Holding — Egerton, J.
- The Court of Appeal of California affirmed the judgment of the Superior Court of Los Angeles County, holding that BCS was entitled to damages for breach of contract and misappropriation of trade secrets but that OMS did not have successor liability for USMS's actions.
Rule
- A corporation acquiring the assets of another corporation is not liable for the selling corporation's debts and liabilities unless there is an express or implied agreement of assumption, a de facto merger, or a continuation of the seller.
Reasoning
- The Court of Appeal reasoned that substantial evidence supported BCS's claims, as the defendants had stipulated to liability for breach of contract and misappropriation of trade secrets.
- The court found that the jury's award was justified based on BCS's lost profits attributed to the defendants' misconduct.
- Regarding OMS's liability, the court concluded that OMS had no successor liability as there was no de facto merger or sham sale, and adequate consideration was paid for USMS's assets.
- Additionally, the court found that BCS did not have sufficient notice of UMS's involvement in the misappropriation of trade secrets until after the statute of limitations had run.
- Thus, the trial court's decisions regarding damages and successor liability were affirmed.
Deep Dive: How the Court Reached Its Decision
Court's Findings on Liability
The Court of Appeal found that the defendants, including the individual defendants and USMS, had stipulated to liability for breach of contract and misappropriation of trade secrets. This stipulation meant that the defendants admitted to having engaged in the wrongful conduct that harmed BCS, thus allowing the court to focus primarily on the damages caused by their actions. The court emphasized that BCS was required to prove that the defendants' misconduct resulted in specific damages, which they successfully did through evidence of lost profits. BCS's expert provided a detailed analysis showing how the defendants' actions enabled USMS to gain a competitive advantage by using BCS's confidential information. This analysis included the loss of key sales personnel and the decline in business at BCS’s El Monte branch as a direct consequence of the defendants' actions. Consequently, the court held that the jury's award of damages was justified based on substantial evidence linking the defendants' misconduct to the losses BCS suffered.

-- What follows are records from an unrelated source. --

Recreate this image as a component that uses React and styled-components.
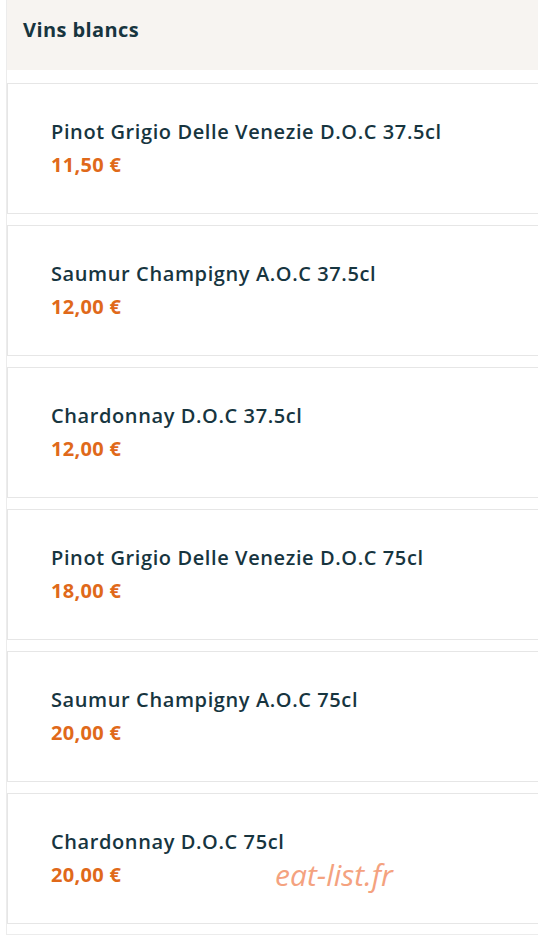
import React from 'react'
import styled, { createGlobalStyle } from 'styled-components'

const GlobalStyle = createGlobalStyle`
  html, body {
    margin: 0;
    padding: 0;
    background: #ffffff;
  }
  body {
    font-family: 'Open Sans', 'Noto Sans', sans-serif;
    overflow: hidden;
  }
`

const Page = styled.div`
  width: 538px;
  height: 947px;
  overflow: hidden;
  background: #ffffff;
`

const Section = styled.section`
  margin-left: 6px;
  border-left: 1px solid #ececec;
  border-bottom: 1px solid #ececec;
  padding-bottom: 10px;
`

const Header = styled.div`
  height: 70px;
  background: #f7f4f1;
  display: flex;
  align-items: center;
  padding-left: 16px;
  margin-bottom: 13px;
`

const Title = styled.h2`
  margin: 0;
  padding-bottom: 12px;
  font-size: 20px;
  font-weight: 700;
  letter-spacing: 0.4px;
  color: #17353f;
`

const List = styled.div`
  display: flex;
  flex-direction: column;
  gap: 11px;
`

const Card = styled.div`
  position: relative;
  height: 131px;
  box-sizing: border-box;
  margin-right: -10px;
  border: 1px solid #e6e6e6;
  padding: 33px 0 0 43px;
  background: #ffffff;
`

const Name = styled.div`
  font-size: 20px;
  font-weight: 600;
  line-height: 30px;
  letter-spacing: 0.6px;
  color: #17353f;
`

const Price = styled.div`
  margin-top: 3px;
  font-size: 20px;
  font-weight: 700;
  line-height: 30px;
  letter-spacing: 0.3px;
  color: #e0691a;
`

const Watermark = styled.span`
  position: absolute;
  left: 267px;
  top: 60px;
  font-family: 'Open Sans', sans-serif;
  font-style: italic;
  font-size: 30px;
  color: #f4a27f;
`

const wines = [
  { name: 'Pinot Grigio Delle Venezie D.O.C 37.5cl', price: '11,50 €' },
  { name: 'Saumur Champigny A.O.C 37.5cl', price: '12,00 €' },
  { name: 'Chardonnay D.O.C 37.5cl', price: '12,00 €' },
  { name: 'Pinot Grigio Delle Venezie D.O.C 75cl', price: '18,00 €' },
  { name: 'Saumur Champigny A.O.C 75cl', price: '20,00 €' },
  { name: 'Chardonnay D.O.C 75cl', price: '20,00 €' },
]

export default function App() {
  return (
    <Page>
      <GlobalStyle />
      <Section>
        <Header>
          <Title>Vins blancs</Title>
        </Header>
        <List>
          {wines.map((w, i) => (
            <Card key={i}>
              <Name>{w.name}</Name>
              <Price>{w.price}</Price>
              {i === wines.length - 1 && <Watermark>eat-list.fr</Watermark>}
            </Card>
          ))}
        </List>
      </Section>
    </Page>
  )
}
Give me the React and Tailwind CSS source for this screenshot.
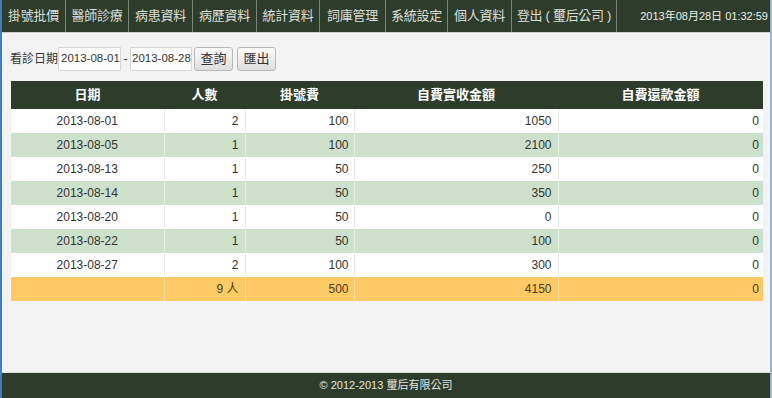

Successor Liability of OMS
The court examined whether OMS could be held liable as a successor to USMS for the latter's wrongful conduct. It found that the transaction between OMS and USMS did not constitute a de facto merger or sham sale, which would typically impose successor liability. The court noted that OMS paid adequate consideration for USMS’s assets, specifically citing the value assigned to the merchant residual stream, which was based on standard industry practices. The evidence indicated that USMS received significant benefits from the transaction, including the assumption of certain debts and a guaranteed consulting fee, which further supported the court's conclusion that adequate consideration had been exchanged. The court also highlighted that the ownership structure and operational continuity did not establish that OMS was merely a continuation of USMS, thereby affirming that OMS was not liable for USMS's prior actions.
Statute of Limitations
The court addressed whether BCS's claims against UMS were barred by the statute of limitations. It concluded that BCS did not have sufficient notice of UMS’s involvement in the misappropriation of trade secrets until after the statute of limitations had expired. The court reasoned that awareness of UMS's role did not materialize until BCS discovered additional information during the litigation process, which indicated a connection between UMS and the other defendants. Therefore, the court maintained that BCS could not have reasonably suspected UMS's involvement in the wrongful conduct until it acquired this new information, allowing BCS to timely file its claims. As a result, the court affirmed that UMS was liable for its role in the misappropriation of trade secrets, as BCS's claims were not time-barred.
Damages Calculations
In evaluating the damages awarded to BCS, the court noted that the jury's award must be supported by substantial evidence. It recognized that, although BCS's expert initially assessed damages at approximately $6 million, the jury ultimately awarded a lower amount based on the evidence presented. The court clarified that the damages were tied to the loss of profits attributable to the defendants’ misconduct, which was supported by testimonies and financial data showing a significant decline in BCS's business. The court found that this decline was consistent with BCS's claims regarding the detrimental impact of losing key employees and customer relationships. Ultimately, the court affirmed the jury's verdict, highlighting that the damages were reasonable and reflected the harm suffered by BCS as a result of the defendants' actions.
Amendment of Judgment
The court addressed the amendment of the judgment that limited BCS's recovery to the amount awarded for breach of contract. It reasoned that, despite the jury's findings on multiple causes of action, the underlying basis for the damages was the same, thus preventing double recovery for the same harm. The court emphasized that BCS's claims for misappropriation of trade secrets and breach of loyalty were intertwined with the breach of contract claim, as they all stemmed from the same wrongful conduct. Consequently, the trial court determined that it could not discern separate factual predicates for the different claims, which justified amending the judgment to reflect a single recovery amount. This decision was rooted in the principle of avoiding overcompensation for the same injury, leading to the affirmation of the amended judgment.